__Problem to solve__. Every line that holds the string "this" is to be identified and copied.

[begin Record list]

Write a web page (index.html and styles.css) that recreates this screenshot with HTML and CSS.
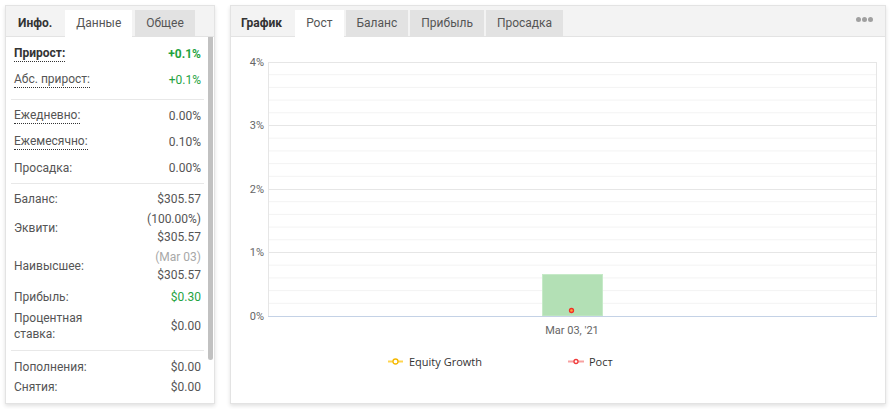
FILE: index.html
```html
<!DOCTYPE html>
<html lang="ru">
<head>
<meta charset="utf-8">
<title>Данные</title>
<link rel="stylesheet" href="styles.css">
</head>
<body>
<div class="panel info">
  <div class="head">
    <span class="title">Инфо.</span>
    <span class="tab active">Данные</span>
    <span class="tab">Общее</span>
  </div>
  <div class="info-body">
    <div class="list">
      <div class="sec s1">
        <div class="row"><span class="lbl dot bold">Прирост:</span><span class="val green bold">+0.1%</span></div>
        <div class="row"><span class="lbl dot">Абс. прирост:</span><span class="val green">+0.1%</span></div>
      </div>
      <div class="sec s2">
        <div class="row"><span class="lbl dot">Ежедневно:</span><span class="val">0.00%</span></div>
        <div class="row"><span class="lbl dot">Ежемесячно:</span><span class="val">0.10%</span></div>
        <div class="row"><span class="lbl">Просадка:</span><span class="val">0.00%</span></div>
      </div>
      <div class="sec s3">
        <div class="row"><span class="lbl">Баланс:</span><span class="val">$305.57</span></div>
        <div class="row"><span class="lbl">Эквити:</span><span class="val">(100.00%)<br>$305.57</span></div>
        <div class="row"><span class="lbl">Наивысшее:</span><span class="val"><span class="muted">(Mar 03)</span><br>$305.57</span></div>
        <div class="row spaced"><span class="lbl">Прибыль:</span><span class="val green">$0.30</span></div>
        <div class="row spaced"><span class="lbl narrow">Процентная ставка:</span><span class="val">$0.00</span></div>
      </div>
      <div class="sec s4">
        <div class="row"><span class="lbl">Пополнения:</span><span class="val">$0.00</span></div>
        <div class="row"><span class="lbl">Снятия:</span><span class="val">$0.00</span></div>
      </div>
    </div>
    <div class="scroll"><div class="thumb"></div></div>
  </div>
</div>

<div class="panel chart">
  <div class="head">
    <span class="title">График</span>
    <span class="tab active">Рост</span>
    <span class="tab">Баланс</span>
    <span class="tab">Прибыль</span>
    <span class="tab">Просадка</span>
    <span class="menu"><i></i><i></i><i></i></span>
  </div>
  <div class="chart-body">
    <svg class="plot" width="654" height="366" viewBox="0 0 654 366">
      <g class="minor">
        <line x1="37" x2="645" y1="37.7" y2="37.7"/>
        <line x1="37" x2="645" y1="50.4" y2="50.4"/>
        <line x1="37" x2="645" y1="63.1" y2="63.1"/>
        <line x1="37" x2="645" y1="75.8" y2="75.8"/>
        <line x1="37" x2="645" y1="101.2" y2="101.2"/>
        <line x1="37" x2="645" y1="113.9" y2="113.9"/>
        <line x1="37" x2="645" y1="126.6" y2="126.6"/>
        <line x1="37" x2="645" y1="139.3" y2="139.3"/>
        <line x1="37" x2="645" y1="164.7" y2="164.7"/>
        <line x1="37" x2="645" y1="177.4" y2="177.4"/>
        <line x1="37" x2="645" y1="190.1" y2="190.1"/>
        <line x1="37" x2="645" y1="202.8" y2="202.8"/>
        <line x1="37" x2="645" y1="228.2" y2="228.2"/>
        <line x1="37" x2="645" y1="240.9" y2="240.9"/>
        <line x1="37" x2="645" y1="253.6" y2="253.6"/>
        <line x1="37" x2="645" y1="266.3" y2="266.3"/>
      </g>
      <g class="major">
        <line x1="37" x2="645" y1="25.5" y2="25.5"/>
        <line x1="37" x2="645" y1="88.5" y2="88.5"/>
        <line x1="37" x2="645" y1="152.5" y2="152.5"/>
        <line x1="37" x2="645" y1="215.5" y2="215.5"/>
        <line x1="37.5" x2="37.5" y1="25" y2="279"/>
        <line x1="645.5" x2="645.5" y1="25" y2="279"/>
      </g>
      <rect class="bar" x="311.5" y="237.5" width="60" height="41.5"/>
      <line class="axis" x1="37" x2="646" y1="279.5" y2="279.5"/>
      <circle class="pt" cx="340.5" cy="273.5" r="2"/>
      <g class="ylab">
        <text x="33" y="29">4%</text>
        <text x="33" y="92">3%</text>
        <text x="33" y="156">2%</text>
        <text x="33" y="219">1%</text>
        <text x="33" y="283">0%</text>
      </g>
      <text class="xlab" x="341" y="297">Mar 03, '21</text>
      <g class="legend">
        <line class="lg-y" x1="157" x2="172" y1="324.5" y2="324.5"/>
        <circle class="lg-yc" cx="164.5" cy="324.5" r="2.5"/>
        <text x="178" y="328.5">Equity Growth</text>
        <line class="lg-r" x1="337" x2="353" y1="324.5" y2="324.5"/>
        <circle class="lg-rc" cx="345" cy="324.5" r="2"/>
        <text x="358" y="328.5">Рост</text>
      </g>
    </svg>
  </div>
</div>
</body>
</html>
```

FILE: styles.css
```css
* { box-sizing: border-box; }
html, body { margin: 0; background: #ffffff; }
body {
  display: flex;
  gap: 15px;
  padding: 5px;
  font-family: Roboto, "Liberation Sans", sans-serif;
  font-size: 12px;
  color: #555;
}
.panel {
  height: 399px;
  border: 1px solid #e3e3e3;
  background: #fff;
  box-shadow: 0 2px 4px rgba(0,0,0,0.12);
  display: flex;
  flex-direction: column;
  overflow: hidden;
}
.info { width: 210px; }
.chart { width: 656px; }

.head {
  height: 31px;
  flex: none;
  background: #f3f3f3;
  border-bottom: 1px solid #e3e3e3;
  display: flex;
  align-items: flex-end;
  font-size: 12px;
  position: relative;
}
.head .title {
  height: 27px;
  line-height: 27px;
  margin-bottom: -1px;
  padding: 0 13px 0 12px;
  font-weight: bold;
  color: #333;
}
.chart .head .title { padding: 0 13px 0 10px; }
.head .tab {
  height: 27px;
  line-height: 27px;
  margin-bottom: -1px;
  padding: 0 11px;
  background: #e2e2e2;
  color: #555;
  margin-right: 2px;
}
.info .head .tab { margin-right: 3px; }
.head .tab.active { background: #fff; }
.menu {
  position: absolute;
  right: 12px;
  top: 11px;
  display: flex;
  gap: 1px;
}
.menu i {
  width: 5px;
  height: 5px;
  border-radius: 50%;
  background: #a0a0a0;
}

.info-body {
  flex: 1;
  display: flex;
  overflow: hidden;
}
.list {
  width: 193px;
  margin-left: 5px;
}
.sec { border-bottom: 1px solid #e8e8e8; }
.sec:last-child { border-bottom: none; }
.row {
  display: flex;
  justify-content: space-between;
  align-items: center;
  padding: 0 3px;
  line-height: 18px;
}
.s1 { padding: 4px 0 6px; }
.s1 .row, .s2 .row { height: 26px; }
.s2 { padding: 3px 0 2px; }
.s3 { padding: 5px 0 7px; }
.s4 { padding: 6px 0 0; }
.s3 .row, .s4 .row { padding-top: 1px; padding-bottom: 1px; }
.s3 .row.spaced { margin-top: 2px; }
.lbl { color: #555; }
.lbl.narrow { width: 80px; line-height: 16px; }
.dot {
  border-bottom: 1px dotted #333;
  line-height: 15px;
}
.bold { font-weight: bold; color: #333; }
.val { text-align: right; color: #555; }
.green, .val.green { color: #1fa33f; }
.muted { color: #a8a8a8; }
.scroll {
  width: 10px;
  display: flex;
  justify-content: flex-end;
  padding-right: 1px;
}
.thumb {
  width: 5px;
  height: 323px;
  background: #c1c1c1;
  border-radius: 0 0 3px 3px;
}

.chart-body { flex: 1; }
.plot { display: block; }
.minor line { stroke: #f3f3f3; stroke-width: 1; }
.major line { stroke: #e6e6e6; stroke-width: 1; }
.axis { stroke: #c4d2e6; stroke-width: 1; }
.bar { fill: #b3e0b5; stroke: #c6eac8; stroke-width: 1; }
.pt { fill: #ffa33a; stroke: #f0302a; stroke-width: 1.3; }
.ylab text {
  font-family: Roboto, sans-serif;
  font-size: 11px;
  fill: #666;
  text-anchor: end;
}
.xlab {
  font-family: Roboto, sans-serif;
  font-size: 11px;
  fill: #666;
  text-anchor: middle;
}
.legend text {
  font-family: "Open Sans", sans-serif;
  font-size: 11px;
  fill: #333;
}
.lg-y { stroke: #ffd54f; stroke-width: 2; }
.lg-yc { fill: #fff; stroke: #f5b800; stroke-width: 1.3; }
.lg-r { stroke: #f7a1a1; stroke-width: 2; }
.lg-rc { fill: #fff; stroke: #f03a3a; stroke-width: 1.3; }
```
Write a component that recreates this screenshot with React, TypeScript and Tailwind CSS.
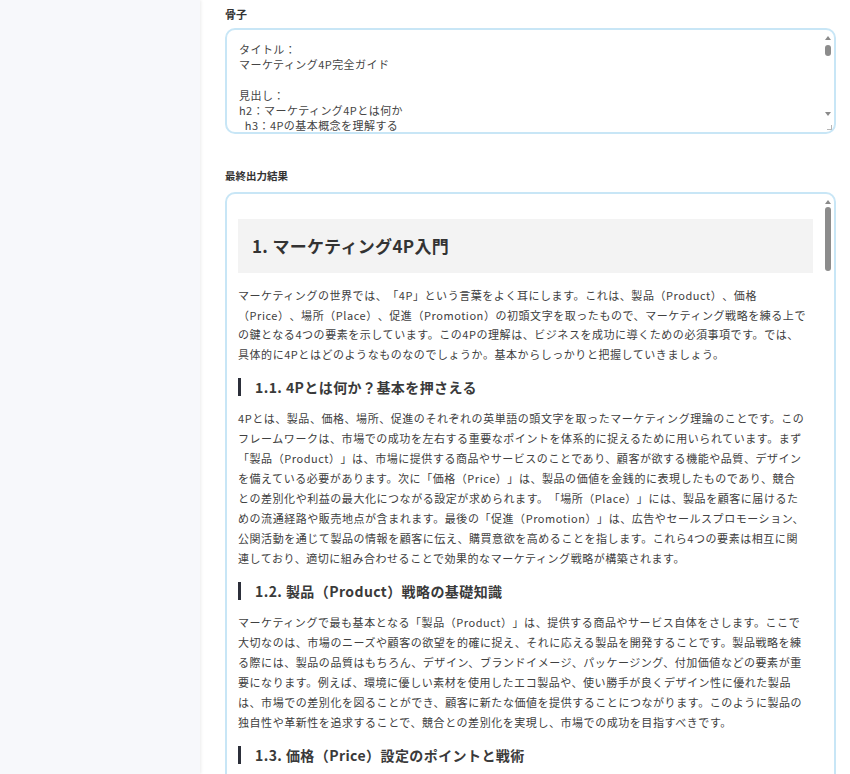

[end Record list]

__Reply to the task__.
Write a web page (index.html and styles.css) that recreates this screenshot with HTML and CSS.
Write a component that recreates this screenshot with React, TypeScript and Tailwind CSS.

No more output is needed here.